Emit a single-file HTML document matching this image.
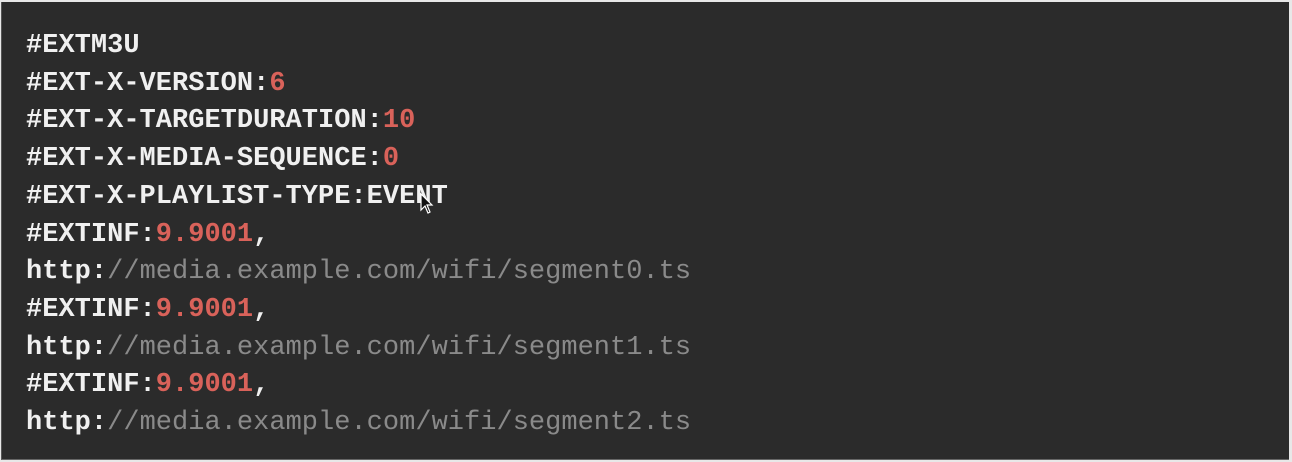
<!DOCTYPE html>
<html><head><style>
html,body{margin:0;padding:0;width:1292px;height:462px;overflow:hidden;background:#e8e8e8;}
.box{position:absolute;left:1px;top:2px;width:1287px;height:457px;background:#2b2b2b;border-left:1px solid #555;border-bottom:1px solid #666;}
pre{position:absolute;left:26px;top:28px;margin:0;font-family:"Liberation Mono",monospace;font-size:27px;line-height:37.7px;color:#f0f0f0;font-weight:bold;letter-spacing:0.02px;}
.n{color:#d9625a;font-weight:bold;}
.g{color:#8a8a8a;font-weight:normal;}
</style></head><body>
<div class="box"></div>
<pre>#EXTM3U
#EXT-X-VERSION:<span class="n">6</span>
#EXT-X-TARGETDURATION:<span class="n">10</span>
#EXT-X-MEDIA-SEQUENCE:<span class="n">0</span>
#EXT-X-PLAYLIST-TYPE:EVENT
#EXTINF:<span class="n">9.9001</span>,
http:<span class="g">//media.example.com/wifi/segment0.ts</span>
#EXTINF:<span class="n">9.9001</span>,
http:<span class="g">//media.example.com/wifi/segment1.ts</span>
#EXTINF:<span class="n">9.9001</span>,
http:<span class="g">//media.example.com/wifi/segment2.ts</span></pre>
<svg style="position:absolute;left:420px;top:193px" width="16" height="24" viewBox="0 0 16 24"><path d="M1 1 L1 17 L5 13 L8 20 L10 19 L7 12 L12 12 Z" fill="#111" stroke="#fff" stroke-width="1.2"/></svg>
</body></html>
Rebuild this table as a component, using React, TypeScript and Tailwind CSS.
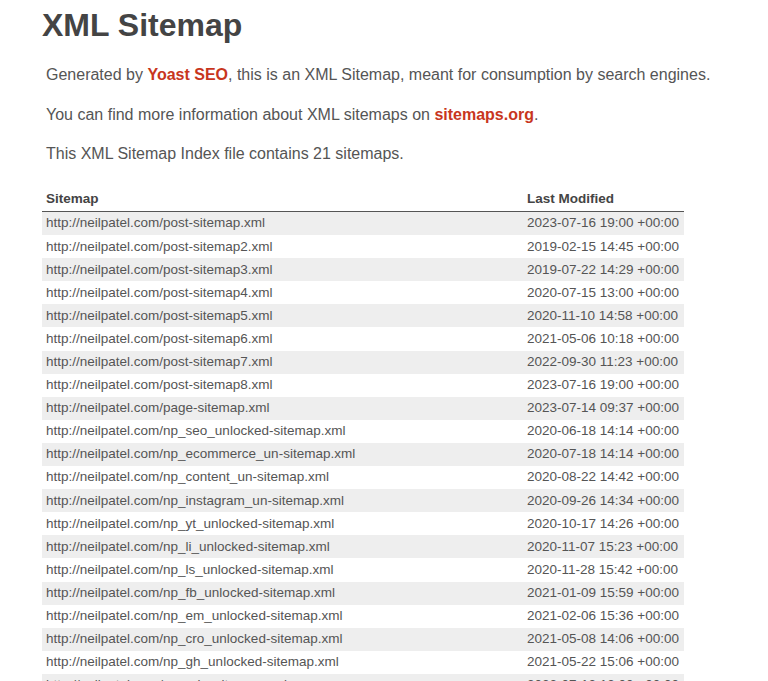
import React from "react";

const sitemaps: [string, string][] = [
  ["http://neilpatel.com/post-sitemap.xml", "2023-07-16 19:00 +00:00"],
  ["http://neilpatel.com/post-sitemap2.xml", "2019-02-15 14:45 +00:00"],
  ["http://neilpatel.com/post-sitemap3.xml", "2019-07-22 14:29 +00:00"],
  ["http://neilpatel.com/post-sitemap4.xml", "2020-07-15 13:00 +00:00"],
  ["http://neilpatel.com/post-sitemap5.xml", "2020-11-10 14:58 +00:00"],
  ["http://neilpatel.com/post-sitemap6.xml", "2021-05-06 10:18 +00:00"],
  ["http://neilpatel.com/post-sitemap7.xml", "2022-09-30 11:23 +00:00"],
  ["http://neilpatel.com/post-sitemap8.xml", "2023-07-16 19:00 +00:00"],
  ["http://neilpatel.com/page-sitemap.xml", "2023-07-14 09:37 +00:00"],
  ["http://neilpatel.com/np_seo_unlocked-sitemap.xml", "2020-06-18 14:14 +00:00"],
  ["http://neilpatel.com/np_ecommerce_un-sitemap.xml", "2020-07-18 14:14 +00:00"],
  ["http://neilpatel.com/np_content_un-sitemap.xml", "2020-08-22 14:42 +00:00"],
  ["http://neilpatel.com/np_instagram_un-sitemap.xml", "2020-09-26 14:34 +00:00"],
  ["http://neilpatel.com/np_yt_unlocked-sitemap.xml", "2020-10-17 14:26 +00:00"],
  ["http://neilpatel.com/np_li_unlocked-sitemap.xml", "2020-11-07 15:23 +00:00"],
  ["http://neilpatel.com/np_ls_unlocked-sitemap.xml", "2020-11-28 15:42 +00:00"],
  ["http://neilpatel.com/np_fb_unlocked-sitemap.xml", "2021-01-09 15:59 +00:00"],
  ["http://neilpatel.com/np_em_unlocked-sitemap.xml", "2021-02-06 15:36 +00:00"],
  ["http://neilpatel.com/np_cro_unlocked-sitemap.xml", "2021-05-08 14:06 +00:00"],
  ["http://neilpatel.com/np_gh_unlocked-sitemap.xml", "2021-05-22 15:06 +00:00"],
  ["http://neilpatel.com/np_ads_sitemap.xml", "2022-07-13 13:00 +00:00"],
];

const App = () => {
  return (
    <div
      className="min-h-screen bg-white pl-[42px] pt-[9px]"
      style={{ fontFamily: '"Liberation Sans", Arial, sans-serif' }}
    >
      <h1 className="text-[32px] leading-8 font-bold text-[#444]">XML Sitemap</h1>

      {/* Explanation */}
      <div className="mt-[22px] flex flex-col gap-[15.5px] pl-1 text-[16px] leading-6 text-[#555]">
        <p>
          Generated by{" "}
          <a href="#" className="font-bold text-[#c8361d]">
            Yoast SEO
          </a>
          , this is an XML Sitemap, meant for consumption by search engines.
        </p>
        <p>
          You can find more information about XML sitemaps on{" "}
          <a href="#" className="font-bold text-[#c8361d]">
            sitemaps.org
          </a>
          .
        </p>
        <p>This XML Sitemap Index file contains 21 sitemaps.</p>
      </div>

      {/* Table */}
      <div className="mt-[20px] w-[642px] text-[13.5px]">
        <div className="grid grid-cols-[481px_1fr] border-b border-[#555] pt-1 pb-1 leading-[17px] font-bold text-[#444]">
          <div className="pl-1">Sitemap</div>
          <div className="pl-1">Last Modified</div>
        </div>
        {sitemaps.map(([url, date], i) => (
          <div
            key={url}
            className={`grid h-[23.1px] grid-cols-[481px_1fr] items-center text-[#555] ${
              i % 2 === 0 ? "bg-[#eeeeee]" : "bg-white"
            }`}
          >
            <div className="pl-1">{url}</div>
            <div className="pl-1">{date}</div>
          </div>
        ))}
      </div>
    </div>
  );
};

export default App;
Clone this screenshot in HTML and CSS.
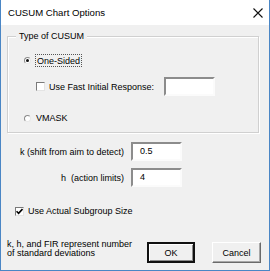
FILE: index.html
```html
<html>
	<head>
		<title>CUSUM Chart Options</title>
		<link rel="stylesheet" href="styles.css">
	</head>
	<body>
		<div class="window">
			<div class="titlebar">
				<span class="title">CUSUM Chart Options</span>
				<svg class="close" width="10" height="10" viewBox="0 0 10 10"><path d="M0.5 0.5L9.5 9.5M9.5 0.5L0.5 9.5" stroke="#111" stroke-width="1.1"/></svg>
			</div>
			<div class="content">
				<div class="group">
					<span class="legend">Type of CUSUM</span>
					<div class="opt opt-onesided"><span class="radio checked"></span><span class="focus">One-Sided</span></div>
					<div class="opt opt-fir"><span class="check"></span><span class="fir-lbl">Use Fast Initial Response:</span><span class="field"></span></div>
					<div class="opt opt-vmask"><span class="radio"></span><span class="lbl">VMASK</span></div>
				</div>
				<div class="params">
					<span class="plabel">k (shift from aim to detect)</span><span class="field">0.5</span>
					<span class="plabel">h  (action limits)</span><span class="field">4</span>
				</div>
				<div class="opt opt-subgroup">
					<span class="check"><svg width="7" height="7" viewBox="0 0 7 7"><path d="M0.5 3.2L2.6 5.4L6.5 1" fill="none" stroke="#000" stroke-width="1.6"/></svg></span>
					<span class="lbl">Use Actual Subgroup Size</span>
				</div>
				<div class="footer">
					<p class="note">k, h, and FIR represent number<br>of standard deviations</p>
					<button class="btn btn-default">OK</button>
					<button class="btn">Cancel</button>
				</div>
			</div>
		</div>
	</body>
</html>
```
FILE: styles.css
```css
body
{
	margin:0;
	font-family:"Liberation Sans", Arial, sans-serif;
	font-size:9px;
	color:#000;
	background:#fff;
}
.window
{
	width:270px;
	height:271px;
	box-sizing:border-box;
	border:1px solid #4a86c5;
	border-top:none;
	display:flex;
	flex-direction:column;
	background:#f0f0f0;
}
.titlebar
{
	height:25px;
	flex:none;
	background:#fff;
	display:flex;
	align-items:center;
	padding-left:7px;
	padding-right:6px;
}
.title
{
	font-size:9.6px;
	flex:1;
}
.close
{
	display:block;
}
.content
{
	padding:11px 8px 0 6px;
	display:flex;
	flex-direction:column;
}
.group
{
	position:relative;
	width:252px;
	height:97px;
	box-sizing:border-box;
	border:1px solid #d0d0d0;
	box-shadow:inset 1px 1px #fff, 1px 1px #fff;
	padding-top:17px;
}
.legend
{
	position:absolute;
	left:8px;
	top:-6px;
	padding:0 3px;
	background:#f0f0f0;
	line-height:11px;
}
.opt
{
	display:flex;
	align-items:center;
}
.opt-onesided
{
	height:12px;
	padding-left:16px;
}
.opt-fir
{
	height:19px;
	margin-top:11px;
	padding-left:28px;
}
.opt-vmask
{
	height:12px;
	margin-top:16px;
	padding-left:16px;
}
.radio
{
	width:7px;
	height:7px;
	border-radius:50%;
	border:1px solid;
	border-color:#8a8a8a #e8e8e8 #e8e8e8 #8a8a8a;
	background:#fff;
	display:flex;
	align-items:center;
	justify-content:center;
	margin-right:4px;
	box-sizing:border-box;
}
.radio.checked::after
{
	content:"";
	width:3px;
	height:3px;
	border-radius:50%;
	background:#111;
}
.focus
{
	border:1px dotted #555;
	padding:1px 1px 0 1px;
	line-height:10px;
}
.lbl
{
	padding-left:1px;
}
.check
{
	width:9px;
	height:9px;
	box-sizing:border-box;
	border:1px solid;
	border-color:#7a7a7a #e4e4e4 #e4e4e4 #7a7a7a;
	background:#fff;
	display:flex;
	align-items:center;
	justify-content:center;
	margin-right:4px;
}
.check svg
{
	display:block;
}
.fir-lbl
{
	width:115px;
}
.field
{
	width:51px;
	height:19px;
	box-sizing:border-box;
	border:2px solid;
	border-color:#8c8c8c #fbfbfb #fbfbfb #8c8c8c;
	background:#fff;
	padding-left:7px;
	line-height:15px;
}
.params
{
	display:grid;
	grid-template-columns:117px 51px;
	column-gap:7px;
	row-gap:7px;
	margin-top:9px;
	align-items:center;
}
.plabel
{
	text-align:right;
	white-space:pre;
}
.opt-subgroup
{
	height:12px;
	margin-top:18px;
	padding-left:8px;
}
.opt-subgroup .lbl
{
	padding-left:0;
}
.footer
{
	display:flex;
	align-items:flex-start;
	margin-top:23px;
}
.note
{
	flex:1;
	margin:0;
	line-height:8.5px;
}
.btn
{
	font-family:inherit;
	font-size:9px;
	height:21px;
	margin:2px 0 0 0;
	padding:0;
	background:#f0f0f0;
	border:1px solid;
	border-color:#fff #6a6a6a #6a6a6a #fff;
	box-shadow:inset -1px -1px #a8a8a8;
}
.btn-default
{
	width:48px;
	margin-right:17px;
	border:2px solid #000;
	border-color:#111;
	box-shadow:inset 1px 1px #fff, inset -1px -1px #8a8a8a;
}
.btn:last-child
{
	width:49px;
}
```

= = = = =

JOB >> Pictures excluded, give again exactly and only the lines of the material above from the line with "Rebuild this table" through the line with "import React from".

OUTPUT FOR THIS EXERCISE >>
Rebuild this table as a component, using React, TypeScript and Tailwind CSS.
import React from "react";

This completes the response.